Two types of shell sands were incorporated into cement and hydraulic-lime mortar. Six types of masonry bricks were produced. The physical, mechanical, and thermal properties of the bricks were obtained. The following conclusions can be drawn:

• Using seashell waste allows the production of bricks with a high porosity of up to 28%. Adding MS increased the porosity by about 17% compared to the reference. Porosity is the main characteristic of the brick that affects its technical and thermal properties of the brick.
• Bulk density is decreased with the addition of mixed shell sand, while it increases slightly when using crushed shell sand.

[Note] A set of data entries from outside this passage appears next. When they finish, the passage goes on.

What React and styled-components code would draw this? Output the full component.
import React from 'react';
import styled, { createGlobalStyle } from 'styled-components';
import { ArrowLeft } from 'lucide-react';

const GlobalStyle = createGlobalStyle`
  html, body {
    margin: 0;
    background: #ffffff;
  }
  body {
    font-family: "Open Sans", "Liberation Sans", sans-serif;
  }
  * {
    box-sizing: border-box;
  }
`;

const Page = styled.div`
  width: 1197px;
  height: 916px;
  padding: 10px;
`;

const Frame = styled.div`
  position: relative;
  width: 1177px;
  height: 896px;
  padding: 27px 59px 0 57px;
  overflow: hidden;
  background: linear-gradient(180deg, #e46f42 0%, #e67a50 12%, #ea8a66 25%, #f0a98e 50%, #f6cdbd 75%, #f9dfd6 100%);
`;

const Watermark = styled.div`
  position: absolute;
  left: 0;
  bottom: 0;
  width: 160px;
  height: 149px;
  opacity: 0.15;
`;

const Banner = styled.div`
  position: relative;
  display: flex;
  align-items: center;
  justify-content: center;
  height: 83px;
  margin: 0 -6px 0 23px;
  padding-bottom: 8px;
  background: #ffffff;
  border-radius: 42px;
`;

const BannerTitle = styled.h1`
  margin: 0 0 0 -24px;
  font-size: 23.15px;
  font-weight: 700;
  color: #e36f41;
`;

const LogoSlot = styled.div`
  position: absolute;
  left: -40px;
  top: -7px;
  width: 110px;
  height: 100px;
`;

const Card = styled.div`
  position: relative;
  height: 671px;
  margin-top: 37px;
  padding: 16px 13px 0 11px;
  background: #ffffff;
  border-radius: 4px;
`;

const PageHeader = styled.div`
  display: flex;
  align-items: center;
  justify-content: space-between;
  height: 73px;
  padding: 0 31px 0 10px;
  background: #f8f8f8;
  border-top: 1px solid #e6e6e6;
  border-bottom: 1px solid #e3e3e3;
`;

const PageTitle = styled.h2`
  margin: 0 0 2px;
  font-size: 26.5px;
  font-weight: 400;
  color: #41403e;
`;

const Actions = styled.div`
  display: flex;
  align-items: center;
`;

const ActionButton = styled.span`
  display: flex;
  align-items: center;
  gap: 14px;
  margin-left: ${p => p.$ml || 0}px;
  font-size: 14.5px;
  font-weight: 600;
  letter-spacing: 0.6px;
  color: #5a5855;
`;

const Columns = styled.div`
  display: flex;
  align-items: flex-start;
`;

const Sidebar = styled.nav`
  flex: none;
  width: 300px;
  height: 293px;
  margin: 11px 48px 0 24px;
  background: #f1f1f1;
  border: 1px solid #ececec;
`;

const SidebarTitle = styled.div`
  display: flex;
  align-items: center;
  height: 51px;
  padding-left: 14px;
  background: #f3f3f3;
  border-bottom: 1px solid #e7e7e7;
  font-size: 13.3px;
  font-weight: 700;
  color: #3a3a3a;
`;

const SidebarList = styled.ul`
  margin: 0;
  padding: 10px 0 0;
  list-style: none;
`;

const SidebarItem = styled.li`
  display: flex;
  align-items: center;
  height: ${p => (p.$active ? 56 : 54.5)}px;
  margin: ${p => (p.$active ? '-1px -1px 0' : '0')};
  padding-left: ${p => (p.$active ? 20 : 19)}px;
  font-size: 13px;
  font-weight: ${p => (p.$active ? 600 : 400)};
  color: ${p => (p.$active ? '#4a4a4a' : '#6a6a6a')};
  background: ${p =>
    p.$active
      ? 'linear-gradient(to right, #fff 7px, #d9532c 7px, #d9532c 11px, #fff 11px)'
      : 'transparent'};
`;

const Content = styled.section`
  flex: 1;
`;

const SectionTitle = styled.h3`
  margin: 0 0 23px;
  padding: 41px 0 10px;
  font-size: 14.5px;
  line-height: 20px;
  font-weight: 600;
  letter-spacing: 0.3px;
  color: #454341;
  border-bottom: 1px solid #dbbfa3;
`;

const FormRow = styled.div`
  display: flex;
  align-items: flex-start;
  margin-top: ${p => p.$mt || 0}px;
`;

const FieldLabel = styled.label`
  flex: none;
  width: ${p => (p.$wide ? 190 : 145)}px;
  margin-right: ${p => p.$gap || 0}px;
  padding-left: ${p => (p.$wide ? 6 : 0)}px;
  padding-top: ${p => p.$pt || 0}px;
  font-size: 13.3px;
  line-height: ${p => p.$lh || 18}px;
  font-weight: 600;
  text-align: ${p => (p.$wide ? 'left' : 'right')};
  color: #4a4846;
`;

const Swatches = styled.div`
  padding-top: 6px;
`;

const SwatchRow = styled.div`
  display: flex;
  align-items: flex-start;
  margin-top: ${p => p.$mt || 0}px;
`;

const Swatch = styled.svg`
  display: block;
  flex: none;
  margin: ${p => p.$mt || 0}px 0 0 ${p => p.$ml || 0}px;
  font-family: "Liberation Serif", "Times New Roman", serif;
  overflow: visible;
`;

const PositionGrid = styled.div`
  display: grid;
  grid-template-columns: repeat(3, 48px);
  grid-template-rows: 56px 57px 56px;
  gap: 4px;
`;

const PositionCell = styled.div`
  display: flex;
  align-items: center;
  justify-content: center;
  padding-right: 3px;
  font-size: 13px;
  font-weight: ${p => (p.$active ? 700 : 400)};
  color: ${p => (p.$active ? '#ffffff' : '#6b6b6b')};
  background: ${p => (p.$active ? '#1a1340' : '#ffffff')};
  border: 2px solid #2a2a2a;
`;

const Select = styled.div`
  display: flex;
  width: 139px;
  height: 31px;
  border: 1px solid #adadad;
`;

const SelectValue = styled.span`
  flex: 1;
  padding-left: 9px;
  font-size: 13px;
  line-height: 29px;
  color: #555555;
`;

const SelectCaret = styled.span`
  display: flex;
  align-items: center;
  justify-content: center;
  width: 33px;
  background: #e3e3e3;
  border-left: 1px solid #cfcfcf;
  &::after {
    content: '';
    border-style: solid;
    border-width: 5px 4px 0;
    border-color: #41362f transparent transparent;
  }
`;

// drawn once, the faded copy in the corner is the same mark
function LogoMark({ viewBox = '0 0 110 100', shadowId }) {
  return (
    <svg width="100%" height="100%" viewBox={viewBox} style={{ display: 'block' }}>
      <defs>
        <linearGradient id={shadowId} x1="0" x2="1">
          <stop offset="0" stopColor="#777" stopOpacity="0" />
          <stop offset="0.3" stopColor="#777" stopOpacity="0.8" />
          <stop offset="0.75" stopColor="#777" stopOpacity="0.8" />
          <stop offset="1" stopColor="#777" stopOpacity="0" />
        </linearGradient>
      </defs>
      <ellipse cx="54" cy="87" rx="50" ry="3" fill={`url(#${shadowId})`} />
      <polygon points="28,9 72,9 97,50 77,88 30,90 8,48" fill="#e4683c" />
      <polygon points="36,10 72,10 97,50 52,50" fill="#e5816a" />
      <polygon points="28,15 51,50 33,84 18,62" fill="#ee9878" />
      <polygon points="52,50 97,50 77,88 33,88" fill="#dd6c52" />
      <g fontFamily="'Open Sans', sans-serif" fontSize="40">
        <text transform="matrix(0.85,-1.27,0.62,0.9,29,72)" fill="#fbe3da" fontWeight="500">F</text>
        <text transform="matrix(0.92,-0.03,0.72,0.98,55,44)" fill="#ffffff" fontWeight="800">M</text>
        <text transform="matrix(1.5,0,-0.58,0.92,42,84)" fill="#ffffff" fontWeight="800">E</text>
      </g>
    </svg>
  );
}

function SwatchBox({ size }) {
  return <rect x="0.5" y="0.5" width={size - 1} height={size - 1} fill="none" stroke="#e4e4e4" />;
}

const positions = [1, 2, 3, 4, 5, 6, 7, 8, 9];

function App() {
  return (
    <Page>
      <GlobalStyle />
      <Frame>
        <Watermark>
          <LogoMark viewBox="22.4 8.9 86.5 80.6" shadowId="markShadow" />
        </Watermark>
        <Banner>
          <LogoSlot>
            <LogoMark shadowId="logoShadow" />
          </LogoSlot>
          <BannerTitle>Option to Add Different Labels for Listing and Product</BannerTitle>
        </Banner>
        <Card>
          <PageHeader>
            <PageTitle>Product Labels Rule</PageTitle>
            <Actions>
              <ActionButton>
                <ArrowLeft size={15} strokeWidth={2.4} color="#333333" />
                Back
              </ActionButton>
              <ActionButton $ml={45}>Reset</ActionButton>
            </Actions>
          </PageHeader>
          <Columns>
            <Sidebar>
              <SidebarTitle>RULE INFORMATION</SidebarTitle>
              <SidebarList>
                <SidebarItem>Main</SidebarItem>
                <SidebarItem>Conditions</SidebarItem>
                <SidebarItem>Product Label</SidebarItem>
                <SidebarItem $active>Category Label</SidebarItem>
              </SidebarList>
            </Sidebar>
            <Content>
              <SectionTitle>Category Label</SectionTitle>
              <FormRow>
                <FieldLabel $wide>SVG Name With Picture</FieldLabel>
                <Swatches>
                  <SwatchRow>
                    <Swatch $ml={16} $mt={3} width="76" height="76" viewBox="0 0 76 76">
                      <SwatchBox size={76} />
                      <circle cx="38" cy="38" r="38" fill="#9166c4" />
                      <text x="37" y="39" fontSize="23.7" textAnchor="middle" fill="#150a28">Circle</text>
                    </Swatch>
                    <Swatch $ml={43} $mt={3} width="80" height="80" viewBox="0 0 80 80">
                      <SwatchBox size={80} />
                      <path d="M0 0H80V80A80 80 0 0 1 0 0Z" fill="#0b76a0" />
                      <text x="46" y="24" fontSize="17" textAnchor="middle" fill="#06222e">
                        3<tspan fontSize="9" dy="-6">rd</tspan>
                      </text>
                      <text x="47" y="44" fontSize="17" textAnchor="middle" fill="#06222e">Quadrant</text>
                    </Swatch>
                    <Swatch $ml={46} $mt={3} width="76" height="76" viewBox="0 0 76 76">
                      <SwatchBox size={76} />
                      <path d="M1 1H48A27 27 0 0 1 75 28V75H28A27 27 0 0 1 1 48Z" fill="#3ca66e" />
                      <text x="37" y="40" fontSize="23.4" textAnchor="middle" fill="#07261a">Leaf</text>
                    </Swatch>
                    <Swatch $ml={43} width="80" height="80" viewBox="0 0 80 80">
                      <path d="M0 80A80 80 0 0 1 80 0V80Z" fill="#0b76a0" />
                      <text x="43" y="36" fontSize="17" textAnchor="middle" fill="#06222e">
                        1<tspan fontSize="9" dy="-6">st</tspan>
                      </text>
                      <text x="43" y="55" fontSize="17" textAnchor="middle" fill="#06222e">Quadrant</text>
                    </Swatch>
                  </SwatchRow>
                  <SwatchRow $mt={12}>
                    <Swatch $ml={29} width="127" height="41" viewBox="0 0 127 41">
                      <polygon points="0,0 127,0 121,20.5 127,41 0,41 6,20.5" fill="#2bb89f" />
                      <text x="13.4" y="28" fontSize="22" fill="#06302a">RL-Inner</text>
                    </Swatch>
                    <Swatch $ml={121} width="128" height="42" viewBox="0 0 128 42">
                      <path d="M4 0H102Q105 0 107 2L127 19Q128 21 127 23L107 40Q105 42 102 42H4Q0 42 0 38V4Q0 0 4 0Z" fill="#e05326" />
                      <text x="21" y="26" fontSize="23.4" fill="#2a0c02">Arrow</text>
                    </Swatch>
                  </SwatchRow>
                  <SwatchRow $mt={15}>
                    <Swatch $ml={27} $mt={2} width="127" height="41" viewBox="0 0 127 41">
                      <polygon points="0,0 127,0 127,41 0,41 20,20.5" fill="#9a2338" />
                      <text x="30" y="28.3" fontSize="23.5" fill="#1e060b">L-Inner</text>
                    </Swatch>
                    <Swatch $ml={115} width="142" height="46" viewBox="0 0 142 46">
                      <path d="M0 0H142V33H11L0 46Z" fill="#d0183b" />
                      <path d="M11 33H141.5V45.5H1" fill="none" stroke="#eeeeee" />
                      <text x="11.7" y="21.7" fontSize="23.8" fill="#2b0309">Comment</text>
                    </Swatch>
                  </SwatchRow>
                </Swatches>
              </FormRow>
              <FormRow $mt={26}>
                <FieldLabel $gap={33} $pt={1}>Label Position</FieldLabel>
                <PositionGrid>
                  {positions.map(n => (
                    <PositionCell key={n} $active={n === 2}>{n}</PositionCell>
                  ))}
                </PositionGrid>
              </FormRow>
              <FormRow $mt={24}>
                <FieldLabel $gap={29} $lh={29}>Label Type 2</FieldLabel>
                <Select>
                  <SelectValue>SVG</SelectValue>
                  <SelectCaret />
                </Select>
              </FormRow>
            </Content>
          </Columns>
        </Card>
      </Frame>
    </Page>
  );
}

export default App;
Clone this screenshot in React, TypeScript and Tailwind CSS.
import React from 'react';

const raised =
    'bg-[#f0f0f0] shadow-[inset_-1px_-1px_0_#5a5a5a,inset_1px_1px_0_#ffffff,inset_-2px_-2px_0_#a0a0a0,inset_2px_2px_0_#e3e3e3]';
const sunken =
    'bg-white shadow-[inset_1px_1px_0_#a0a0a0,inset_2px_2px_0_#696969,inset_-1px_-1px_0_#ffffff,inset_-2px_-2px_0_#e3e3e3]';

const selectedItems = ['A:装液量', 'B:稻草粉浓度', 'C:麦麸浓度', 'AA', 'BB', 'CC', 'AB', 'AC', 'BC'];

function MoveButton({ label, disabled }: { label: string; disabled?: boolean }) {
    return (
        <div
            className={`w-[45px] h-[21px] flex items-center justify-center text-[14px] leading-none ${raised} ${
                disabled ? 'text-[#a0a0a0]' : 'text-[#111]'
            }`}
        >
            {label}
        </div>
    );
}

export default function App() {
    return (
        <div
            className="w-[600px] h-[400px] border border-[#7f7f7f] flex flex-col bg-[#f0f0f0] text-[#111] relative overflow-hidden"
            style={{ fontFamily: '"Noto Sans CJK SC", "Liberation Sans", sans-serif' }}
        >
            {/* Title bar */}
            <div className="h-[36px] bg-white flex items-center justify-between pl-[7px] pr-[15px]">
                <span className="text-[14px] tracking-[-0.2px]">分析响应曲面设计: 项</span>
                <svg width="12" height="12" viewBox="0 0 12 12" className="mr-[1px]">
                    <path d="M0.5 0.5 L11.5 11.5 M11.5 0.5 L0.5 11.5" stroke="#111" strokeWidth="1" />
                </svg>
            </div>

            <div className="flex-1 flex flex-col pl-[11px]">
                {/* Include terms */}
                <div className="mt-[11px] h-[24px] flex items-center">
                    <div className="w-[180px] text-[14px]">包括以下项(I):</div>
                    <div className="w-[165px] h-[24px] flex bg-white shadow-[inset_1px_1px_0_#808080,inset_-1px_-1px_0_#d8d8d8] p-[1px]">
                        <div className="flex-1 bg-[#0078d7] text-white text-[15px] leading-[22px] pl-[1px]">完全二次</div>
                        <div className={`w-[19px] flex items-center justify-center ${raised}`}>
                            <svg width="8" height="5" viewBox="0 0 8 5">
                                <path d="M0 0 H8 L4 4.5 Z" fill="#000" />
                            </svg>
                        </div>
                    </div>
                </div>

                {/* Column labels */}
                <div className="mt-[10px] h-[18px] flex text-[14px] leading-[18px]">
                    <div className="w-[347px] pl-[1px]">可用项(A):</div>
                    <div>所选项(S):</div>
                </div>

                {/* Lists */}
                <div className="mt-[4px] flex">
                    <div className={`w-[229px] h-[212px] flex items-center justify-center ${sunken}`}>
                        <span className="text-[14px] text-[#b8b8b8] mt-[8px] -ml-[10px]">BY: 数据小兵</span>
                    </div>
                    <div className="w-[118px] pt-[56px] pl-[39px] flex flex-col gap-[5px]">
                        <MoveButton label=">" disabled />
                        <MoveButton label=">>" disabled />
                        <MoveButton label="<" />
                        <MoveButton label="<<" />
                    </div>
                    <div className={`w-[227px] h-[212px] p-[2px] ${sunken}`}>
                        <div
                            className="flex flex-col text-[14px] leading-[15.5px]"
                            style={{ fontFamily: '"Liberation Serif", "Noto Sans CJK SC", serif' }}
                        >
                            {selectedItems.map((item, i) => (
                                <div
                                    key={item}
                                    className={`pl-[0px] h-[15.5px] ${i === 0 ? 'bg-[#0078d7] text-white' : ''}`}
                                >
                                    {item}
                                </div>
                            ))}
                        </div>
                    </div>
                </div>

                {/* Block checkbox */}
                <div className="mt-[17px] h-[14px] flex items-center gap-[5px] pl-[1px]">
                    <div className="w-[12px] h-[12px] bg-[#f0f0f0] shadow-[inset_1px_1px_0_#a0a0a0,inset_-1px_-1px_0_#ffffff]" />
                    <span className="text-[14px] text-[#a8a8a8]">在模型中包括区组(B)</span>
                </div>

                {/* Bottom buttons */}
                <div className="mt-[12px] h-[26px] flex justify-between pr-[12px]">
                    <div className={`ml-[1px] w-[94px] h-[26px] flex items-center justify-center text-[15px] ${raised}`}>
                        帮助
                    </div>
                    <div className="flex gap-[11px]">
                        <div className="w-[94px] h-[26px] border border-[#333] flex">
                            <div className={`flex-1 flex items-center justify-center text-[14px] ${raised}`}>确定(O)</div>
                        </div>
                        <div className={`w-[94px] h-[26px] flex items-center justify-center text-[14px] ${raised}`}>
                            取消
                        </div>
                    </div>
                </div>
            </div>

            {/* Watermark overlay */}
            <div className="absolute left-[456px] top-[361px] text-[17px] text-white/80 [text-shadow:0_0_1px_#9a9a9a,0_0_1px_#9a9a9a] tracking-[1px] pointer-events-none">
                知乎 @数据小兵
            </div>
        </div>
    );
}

• The compressive strength of bricks containing CCS is 7 MPa. According to the code, these bricks have sufficient compressive strength, which requires a minimum strength value for masonry brick. On the other hand, the bricks containing mixed shell sand (MS) have a strength slightly lower than the minimum required value. As expected, there is a linear relationship between compressive strength and porosity, which is observed in work.
• The use of MS decreases the value of the thermal conductivity of bricks due to the increased porosity. The thermal conductivity of type-A2 brick decreases by about 42%, and the thermal resistance increases by 50%, which means better thermal insulation in building construction.
• The micro-porous structure formed in the body of the brick due to the addition of the seashell affects the properties of the brick. The seashell shape favors the porosity of the mortar bricks, making them more insulating and lighter.

Finally, it is recommended to use cockle shell sand (CCS) to produce bricks for structural application, while mixed shell sand (MS) is for thermal insulation only. Mixed seashells can be used to create alternative porosity in the production of lightweight insulating bricks.